Oxford is very quiet now that the colleges are winding down for the holidays and there are relatively few readers in the libraries,
When I came home we decorated our Christmas tree. A magical time.
On the bus into work midweek, I loved listening to the podcast of the the Bill Evans Composer of the Week series. You may remember that I was puzzled that it wasn't available on the iPlayer Radio. What I hadn't realised was that the programme was a repeat and so the download comes in the 2013 listings. Evans' story is as fascinating and as tragic as his music is sublime. An extraordinary man.
Over breakfast, I read Andrew Holgate's Sunday Times review of Hidden Histories: A Spotter’s Guide to the British Landscape by Mary-Ann Ochota, which is, as Holgate says, a 'spotter’s guide to Britain’s historical landscape — what to see and how to decipher it'. Covering hillforts, tumuli and 'a satisfying variety of different subjects, from pathways, bridges and old houses, to hedges, churches, graveyards and field patterns left behind by medieval ploughmen.' Holgate is particularly intrigued by 'corpse roads' (also known as 'coffin roads') which lead from remote areas to churchyards. There is a remnant of one of these in Bampton. The lane ran between the village and nearby Aston, which for a long time didn't have its own church. Reading the review made me want to reach for my copy of The Making of the English Landscape by WG Hoskins but also to buy what sounds a very readable contemporary exploration of our amazing countryside.
Very much enjoying Katharine Briggs' British Folk-Tales and Legends. For example, the shortened version of Croglin Grange, an unusual British vampire tale set in the wilds of Cumberland. See also, the Wikipedia article on Croglin Grange and its page on vampires.com.
Sunday, 11 December 2016
cotswold rambles, clanfield kingfishers, mystery meals, cantos cautivos
Took some days off this week. Lovely long rambles in the Cotswolds near Burford and around the Great and Little Barringtons.
Today we walked to Clanfield and had a pint at the Tavern. On the way back, wandering along a track with deep ditches full of water either side, we saw a kingfisher streaking down a length of ditch in two different places. I can't be sure but I don't think they were the same bird. Every now and then each one would land on a branch and pause before zooming off again. On one occasion one of the kingfishers dived into the water as if to catch something. J has seen this happen along the track before and we both wonder what the birds find to eat in the ditches. They were dry until the recent rains and aren't, so far as we know, fed by streams.

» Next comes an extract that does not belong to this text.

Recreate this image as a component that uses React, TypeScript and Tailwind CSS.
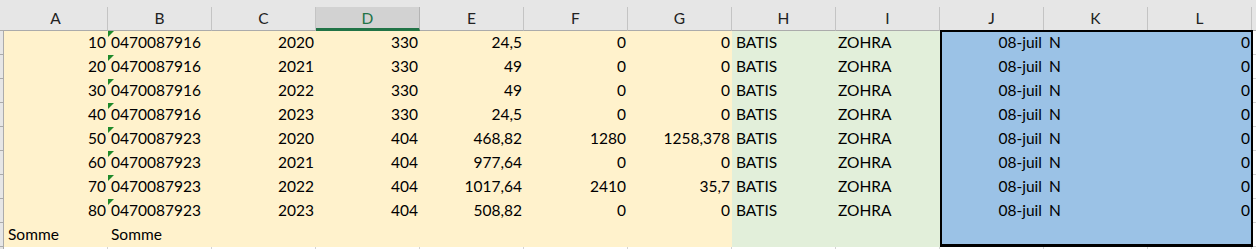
import React from 'react';

const COLS = ['A', 'B', 'C', 'D', 'E', 'F', 'G', 'H', 'I', 'J', 'K', 'L'];

// per column: fill colour and text alignment
const FILL = [
  'bg-[#fff2cc]', 'bg-[#fff2cc]', 'bg-[#fff2cc]', 'bg-[#fff2cc]', 'bg-[#fff2cc]', 'bg-[#fff2cc]', 'bg-[#fff2cc]',
  'bg-[#e2efda]', 'bg-[#e2efda]',
  'bg-[#9bc2e6]', 'bg-[#9bc2e6]', 'bg-[#9bc2e6]',
];
const ALIGN = [
  'justify-end pr-[2px]', 'justify-start pl-[3px]', 'justify-end pr-[2px]', 'justify-end pr-[2px]',
  'justify-end pr-[2px]', 'justify-end pr-[2px]', 'justify-end pr-[2px]', 'justify-start pl-[4px]',
  'justify-start pl-[2px]', 'justify-end pr-[2px]', 'justify-start pl-[5px]', 'justify-end pr-[2px]',
];

const ROWS: string[][] = [
  ['10', '0470087916', '2020', '330', '24,5', '0', '0', 'BATIS', 'ZOHRA', '08-juil', 'N', '0'],
  ['20', '0470087916', '2021', '330', '49', '0', '0', 'BATIS', 'ZOHRA', '08-juil', 'N', '0'],
  ['30', '0470087916', '2022', '330', '49', '0', '0', 'BATIS', 'ZOHRA', '08-juil', 'N', '0'],
  ['40', '0470087916', '2023', '330', '24,5', '0', '0', 'BATIS', 'ZOHRA', '08-juil', 'N', '0'],
  ['50', '0470087923', '2020', '404', '468,82', '1280', '1258,378', 'BATIS', 'ZOHRA', '08-juil', 'N', '0'],
  ['60', '0470087923', '2021', '404', '977,64', '0', '0', 'BATIS', 'ZOHRA', '08-juil', 'N', '0'],
  ['70', '0470087923', '2022', '404', '1017,64', '2410', '35,7', 'BATIS', 'ZOHRA', '08-juil', 'N', '0'],
  ['80', '0470087923', '2023', '404', '508,82', '0', '0', 'BATIS', 'ZOHRA', '08-juil', 'N', '0'],
];

const FONT = "font-['Lato','Liberation_Sans',sans-serif]";

export default function App() {
  return (
    <div className={`relative w-[1256px] h-[249px] overflow-hidden bg-white text-[15.5px] leading-[23px] text-black ${FONT}`}>
      {/* Column headers */}
      <div className="flex h-[31px] pt-[7px] bg-[#e6e6e6]">
        <div className="w-[4px] shrink-0 border-b border-[#ababab]" />
        {COLS.map((c) => (
          <div
            key={c}
            className={`w-[104px] shrink-0 h-[24px] flex justify-center border-r ${
              c === 'D'
                ? 'bg-[#d2d2d2] text-[#217346] border-b-[3px] border-b-[#217346] border-r-[#b4b4b4]'
                : 'text-[#222222] border-b border-b-[#ababab] border-r-[#c4c4c4]'
            }`}
          >
            {c}
          </div>
        ))}
        <div className="flex-1 h-[24px] border-b border-[#ababab]" />
      </div>

      {/* Data rows */}
      {ROWS.map((row, r) => (
        <div key={r} className="flex h-[24px]">
          <div className="w-[4px] shrink-0 bg-[#e6e6e6] border-r border-b border-[#ababab]" />
          {row.map((v, i) => (
            <div key={i} className={`relative w-[104px] shrink-0 flex ${FILL[i]} ${ALIGN[i]}`}>
              {i === 1 && (
                <span className="absolute left-0 top-0 w-0 h-0 border-t-[6px] border-r-[6px] border-t-[#1f8a2a] border-r-transparent" />
              )}
              <span className="whitespace-nowrap">{v}</span>
            </div>
          ))}
          <div className="flex-1 border-b border-[#d4d4d4]" />
        </div>
      ))}

      {/* Somme row */}
      <div className="flex h-[24px]">
        <div className="w-[4px] shrink-0 bg-[#e6e6e6] border-r border-b border-[#ababab]" />
        {COLS.map((c, i) => (
          <div key={c} className={`w-[104px] shrink-0 flex justify-start ${i === 0 ? 'pl-[4px]' : 'pl-[3px]'} ${FILL[i]}`}>
            {i < 2 ? 'Somme' : ''}
          </div>
        ))}
        <div className="flex-1 border-b border-[#d4d4d4]" />
      </div>

      {/* Next (empty) row */}
      <div className="flex h-[24px]">
        <div className="w-[4px] shrink-0 bg-[#e6e6e6] border-r border-[#ababab]" />
        {COLS.map((c) => (
          <div key={c} className="w-[104px] shrink-0 border-r border-[#d4d4d4]" />
        ))}
        <div className="flex-1" />
      </div>

      {/* Selection border over J1:L9 */}
      <div className="absolute left-[940px] top-[30px] w-[313px] h-[217px] border-2 border-b-[3px] border-black pointer-events-none" />
    </div>
  );
}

As the photo of the wood off the track shows this was a colourful walk. Later, when the sun was setting the moon was out early - cool mint blue - and the western horizon was marbled pink and turquoise.
Bookmarked a site devoted to songs written by political prisoners in Chile during the Pinochet dictatorship, called Cantos Cautivos. It has recordings of the songs - some made clandestinely in the detention centres - the words to the songs and the prisoners' stories. Fascinating, courageous and poignant. The text of the site is available in both Spanish and English and is well worth exploring.
Saturday, 3 December 2016
walking sane, osney, 'houseboats', time passing, trust feedback, facing the strange by sb sweeney, end of term, news from nowhere
Walking to work from the outskirts of Botley each day keeps me sane.

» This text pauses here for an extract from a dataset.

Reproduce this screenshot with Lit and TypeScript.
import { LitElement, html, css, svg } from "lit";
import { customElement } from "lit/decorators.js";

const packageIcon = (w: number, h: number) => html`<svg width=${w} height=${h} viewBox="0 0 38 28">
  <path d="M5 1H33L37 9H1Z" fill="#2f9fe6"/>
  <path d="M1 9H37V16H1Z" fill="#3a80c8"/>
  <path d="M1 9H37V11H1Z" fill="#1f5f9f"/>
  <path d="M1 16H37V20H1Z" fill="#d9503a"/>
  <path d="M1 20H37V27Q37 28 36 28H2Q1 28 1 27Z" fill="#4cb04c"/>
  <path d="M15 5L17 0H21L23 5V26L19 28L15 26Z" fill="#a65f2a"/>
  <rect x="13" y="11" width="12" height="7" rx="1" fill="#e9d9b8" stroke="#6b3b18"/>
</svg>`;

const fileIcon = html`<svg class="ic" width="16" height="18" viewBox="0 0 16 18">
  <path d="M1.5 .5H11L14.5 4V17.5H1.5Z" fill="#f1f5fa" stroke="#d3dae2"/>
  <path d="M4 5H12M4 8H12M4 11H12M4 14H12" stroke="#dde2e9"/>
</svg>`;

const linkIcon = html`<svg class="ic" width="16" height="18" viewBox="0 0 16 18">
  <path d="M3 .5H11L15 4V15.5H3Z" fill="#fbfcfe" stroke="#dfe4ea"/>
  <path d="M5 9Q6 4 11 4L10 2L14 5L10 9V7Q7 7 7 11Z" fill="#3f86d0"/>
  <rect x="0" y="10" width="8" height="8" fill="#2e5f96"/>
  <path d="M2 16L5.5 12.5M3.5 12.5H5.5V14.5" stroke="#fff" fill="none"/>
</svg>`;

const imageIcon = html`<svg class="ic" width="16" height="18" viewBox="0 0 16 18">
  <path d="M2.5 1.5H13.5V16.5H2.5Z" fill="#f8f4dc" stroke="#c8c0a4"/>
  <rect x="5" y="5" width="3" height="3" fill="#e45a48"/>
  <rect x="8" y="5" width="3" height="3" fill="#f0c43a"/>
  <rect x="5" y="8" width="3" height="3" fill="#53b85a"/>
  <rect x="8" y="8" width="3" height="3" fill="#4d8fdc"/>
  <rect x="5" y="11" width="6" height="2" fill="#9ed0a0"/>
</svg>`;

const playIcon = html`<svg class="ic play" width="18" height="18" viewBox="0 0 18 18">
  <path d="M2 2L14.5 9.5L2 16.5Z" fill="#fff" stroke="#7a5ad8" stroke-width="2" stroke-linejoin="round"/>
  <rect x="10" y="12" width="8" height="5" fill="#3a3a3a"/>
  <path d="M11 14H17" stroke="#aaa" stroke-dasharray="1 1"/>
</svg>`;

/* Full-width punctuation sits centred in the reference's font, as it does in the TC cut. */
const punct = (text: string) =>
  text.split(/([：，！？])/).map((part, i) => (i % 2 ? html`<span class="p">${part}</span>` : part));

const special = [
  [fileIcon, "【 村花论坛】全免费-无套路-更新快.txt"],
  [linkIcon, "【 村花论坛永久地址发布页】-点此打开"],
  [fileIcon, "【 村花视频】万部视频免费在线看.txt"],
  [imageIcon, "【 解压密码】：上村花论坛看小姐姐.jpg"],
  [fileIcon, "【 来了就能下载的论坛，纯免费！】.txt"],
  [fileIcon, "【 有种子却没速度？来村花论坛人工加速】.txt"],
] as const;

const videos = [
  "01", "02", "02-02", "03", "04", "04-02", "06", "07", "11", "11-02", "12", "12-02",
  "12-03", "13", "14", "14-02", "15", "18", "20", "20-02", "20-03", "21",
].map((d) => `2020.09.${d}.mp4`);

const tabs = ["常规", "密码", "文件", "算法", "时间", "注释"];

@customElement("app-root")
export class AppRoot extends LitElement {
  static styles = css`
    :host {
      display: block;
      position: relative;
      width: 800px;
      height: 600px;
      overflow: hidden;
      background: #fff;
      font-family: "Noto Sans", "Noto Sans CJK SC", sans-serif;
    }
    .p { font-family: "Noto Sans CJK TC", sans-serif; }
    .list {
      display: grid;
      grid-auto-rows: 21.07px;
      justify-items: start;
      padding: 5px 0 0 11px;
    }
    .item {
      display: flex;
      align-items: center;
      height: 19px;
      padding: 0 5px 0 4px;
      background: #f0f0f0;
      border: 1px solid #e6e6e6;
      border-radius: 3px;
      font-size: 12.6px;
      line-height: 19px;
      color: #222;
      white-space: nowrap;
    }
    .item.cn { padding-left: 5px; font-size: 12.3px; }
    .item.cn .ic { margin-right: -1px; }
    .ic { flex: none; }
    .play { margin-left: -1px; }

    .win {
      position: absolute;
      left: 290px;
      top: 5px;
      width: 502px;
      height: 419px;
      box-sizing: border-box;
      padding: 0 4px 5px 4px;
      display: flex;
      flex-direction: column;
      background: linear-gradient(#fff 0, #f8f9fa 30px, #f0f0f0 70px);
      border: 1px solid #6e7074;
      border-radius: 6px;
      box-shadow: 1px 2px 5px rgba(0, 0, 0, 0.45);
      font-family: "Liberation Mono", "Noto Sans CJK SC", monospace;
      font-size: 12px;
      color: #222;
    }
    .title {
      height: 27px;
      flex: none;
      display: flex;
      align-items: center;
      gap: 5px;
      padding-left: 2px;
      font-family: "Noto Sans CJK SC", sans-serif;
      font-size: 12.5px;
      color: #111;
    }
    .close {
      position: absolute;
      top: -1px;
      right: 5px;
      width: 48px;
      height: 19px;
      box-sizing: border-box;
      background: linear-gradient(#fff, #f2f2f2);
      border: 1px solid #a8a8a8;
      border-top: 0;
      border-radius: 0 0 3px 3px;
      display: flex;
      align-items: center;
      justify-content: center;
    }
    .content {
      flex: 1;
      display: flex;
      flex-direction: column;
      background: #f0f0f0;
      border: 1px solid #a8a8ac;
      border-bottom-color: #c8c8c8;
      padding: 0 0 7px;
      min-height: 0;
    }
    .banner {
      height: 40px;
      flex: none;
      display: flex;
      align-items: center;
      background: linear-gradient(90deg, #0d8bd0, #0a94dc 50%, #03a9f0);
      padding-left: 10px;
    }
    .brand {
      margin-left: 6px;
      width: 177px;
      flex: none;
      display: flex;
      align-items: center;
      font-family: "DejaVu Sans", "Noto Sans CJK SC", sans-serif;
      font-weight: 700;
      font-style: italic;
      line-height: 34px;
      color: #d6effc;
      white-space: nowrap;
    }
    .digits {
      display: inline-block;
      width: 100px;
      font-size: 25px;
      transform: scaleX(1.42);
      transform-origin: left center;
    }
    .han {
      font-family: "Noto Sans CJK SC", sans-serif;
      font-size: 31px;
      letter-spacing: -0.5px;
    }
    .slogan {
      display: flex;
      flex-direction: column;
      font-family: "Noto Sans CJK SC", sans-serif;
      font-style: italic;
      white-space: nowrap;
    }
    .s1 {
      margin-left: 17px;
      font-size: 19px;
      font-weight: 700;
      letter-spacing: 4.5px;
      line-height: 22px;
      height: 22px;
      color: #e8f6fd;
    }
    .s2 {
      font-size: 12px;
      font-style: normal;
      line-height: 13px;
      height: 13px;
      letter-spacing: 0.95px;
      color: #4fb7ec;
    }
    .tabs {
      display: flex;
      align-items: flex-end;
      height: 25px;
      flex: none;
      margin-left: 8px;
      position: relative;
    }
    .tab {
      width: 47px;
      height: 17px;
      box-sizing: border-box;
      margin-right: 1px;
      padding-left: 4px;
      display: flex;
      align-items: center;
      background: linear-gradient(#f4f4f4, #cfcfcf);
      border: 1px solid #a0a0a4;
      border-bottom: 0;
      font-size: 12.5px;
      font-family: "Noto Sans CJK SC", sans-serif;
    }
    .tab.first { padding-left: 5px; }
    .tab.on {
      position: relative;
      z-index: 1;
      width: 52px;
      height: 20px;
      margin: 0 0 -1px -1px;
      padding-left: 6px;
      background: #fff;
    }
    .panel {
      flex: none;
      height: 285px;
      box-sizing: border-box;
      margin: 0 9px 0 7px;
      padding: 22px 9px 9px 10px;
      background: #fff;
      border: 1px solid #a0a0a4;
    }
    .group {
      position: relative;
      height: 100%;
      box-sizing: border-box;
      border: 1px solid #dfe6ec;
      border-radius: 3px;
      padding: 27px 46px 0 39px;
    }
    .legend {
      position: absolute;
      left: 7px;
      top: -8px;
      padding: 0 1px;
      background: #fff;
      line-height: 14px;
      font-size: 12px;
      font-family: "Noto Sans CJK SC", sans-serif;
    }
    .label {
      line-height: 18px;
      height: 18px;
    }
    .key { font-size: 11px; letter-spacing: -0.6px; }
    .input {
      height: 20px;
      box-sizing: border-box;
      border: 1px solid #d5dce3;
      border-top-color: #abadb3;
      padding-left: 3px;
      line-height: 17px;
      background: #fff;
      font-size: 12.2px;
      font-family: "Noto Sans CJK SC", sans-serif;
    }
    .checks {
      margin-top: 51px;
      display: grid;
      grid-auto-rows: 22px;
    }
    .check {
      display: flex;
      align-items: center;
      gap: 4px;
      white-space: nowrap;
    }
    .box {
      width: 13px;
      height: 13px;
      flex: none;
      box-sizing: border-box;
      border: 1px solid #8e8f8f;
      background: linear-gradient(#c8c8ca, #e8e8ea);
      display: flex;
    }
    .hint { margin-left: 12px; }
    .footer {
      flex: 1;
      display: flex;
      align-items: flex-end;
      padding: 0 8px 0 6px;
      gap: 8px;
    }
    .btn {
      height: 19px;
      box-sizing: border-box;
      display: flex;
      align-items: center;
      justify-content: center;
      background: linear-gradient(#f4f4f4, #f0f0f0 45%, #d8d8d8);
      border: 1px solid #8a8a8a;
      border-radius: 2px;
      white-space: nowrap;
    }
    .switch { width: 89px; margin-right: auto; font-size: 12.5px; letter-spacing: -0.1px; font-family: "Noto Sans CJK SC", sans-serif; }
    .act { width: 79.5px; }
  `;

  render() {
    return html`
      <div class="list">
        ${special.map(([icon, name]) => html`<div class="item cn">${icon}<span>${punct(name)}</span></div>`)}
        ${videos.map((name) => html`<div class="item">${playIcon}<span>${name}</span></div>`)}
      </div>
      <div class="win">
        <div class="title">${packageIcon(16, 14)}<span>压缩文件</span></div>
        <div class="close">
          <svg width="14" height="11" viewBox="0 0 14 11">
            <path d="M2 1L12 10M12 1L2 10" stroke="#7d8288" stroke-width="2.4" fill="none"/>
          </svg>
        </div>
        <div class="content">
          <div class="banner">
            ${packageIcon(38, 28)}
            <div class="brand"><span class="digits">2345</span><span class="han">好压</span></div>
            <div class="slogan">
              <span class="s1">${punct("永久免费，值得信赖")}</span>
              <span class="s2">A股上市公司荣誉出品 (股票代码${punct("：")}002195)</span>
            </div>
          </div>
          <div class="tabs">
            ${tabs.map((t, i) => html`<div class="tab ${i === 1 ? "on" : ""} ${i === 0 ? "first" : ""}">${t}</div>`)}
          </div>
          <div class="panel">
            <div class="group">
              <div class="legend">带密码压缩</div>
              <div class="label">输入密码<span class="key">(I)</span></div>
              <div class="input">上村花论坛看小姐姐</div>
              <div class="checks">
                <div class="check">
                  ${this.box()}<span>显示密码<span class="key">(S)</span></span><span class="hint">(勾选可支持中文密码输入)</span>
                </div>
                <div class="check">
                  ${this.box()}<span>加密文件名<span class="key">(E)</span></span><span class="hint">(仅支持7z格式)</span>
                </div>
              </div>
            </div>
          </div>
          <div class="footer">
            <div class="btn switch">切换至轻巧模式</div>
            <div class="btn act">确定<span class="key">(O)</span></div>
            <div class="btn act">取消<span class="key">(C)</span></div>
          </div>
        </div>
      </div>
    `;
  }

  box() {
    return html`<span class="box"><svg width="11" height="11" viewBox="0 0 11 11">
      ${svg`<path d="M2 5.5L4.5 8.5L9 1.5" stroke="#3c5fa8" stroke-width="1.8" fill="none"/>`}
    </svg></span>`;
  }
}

I love the climb up Cumnor Hill to Raleigh Park, the descent to the ring road and the underpass and the gentler incline to Osney and the Thames. After Osney, there are three routes to choose from, depending on how much time I've got. My favourite is following the river to Bossoms boatyard, crossing Port Meadow then entering the city centre by way of the canal and Jericho. (Always tricky, seeing the 'houseboats' by Jericho. Lives I can't imagine - lives with their own order and ways of life.)
I remember walking the Thames from Osney to Port Meadow before I moved into the flat on the Island, imagining Sunday strolls to the Perch at Binsey and returning to Sunday lunches at home. We loved Osney and the Thames paths.

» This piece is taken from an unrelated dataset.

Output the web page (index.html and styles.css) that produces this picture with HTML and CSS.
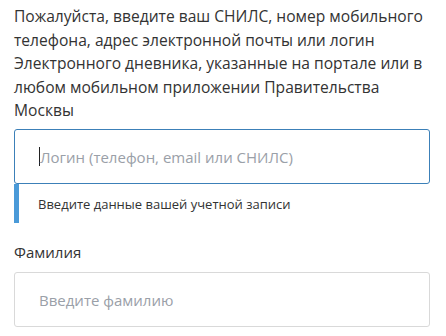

How much time has passed since then, though! Hard to imagine.
Very grateful to two friends for some uplifting and constructive feedback about Trust this week.
Also, extremely pleased when I bumped into a colleague the other evening and she heaped fantastic praise on SB Sweeney's Facing the Strange. It is a remarkable novel indeed! If your youth was mis-spent on fantasies of making it big in the music biz, FtS might just be the perfect Christmas gift for you. It captures brilliantly an early 1990s world that is so different from our own now, for better or for worse.
The best ever Latin American Centre Christmas party towards the end of the week in the St Hugh's Fellows breakfast room, and a pint with Taylor colleagues after work to mark the end of Michaelmas Term last night. The festivities have started!
And another thing, which I'm sure you'll find hard to believe. At lunchtime, I realised that I needed a book in order to accomplish certain tasks. My first thought was, of course, Amazon. But then it occurred to me that the Witney bookshop, Waterstones, might have the title. It was a long shot and I doubted they would but I nevertheless picked up the landline handset on my desk, which I hardly ever use, and dialled their number - local, without the area code - and, after a bit of searching, yes, they had the book! They put it on reserve and, as we were heading into Witney for a late lunch, I collected it at 3.30 pm - having received a Society of Authors member discount (hurrah!) - from a real-life bookshop that was... humming! Gosh, how wonderful to see! I felt like William Morris in News From Nowhere, falling asleep and waking in this strange, medieval-seeming land!